Value-based health care: Connecting the dots

Jan. 17, 2020 / By Felisha Bochantin

The 34th Annual Patient Classification System International (PCSI) Conference was co-hosted by the Danish Health Data Authority, Nordic Casemix Centre and the Danish Regions organization. I attended it with two of my colleagues, 3M U.S. representatives Dr. Marc Berlinguet and Meegan Snell of 3M Australia. The PCSI Conference has been a staple for coding classifications, and it’s the keynote case-mix event where researchers, data analysts and other healthcare professional discuss the current state of case-mix based classifications and systems, as well as healthcare funding and its future. PCSI is the only worldwide organization addressing case-mix issues. In the last few years, the annual international conference has brought together a growing number of active participants from all over the world.

Areas of interest at the conference this time around included global industry standards of activity-based, value-based health care and patient safety quality efforts. Another focus was on how to shape the world into adopting unified healthcare changes in a more cohesive manner.

During the daily workshops, my colleagues and I presented on the adaptation of Potentially Preventable Readmissions with concentration on the case use of the PPR Grouper within Australia’s coding classification and on the Potentially Preventable Readmissions Analyses Uses and Potential Misuses, where examples from Minnesota’s Reducing Avoidable Readmissions Effectively (RARE) Campaign were presented showing a calculated reduction of approximately 7,000 readmissions over two and a half years. This campaign won the John M. Eisenberg Patient Safety and Quality award in 2013 and serves as an ideal model for improved outcomes in Australia.

Meanwhile, ICD-11 is looming in the background and starting to gain momentum. The concept of national modifications is undecided. 2022 is when ICD-11 will be introduced for mortality reporting, with an agreed transition period of five years for mortality coding.  Implementation dates for morbidity coding are not yet set by individual countries, however it appears that projects and discussions are starting to ramp up. It was revealed at the conference that some African nations will start using ICD-11 as their national reporting classification.  

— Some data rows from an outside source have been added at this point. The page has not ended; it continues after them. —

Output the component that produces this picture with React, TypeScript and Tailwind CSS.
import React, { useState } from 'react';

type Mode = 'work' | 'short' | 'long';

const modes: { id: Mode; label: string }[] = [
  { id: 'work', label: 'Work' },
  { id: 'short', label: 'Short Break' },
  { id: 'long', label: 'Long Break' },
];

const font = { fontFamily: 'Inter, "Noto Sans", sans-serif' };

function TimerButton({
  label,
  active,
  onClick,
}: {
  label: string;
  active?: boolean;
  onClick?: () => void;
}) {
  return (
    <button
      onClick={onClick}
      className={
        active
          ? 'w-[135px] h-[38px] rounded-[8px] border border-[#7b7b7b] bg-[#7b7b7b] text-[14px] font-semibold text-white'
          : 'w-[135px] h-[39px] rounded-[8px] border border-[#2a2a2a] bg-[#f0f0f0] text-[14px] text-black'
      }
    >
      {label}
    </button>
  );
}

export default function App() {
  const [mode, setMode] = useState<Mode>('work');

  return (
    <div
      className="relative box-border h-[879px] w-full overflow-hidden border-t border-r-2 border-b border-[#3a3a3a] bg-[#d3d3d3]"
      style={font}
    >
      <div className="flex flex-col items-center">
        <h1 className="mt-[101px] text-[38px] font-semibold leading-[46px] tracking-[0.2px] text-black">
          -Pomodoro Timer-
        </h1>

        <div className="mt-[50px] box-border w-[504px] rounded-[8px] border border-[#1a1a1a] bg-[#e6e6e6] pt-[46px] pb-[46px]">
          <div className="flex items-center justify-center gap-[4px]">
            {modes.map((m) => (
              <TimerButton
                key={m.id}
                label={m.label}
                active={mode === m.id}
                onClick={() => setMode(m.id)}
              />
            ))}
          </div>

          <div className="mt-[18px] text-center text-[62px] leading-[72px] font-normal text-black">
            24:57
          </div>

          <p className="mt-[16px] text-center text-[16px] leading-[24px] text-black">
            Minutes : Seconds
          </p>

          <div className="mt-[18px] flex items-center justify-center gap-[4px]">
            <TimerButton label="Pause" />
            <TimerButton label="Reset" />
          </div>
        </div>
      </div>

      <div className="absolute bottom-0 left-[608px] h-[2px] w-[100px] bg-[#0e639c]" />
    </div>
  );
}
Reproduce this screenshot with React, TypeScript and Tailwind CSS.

In closing, here are a few current and future challenges we should keep in mind: The global population is getting older and more people are suffering from chronic illnesses and multi-morbidities. There is pressure on the taxing and financing system, more expensive treatments, new technologies and higher expectations of the patient. Patient data linkage and corresponding legislation is a major roadblock to measuring the health of individuals across the healthcare spectrum and requires the attention of many governments. The Danish Healthcare system, for example, has reported a major transition in the past 10-20 years, where the DRG system and activity-based funding have been useful for increasing productivity and reducing patient wait times. There is a definite global trend toward employing more quality-focused payment methodologies and more robust classifications to better monitor, control and incentivize the performance and efficiency of healthcare services across the care continuum.

Felisha Bochantin is an International Population Health Clinical Analyst with 3M Health Information Systems.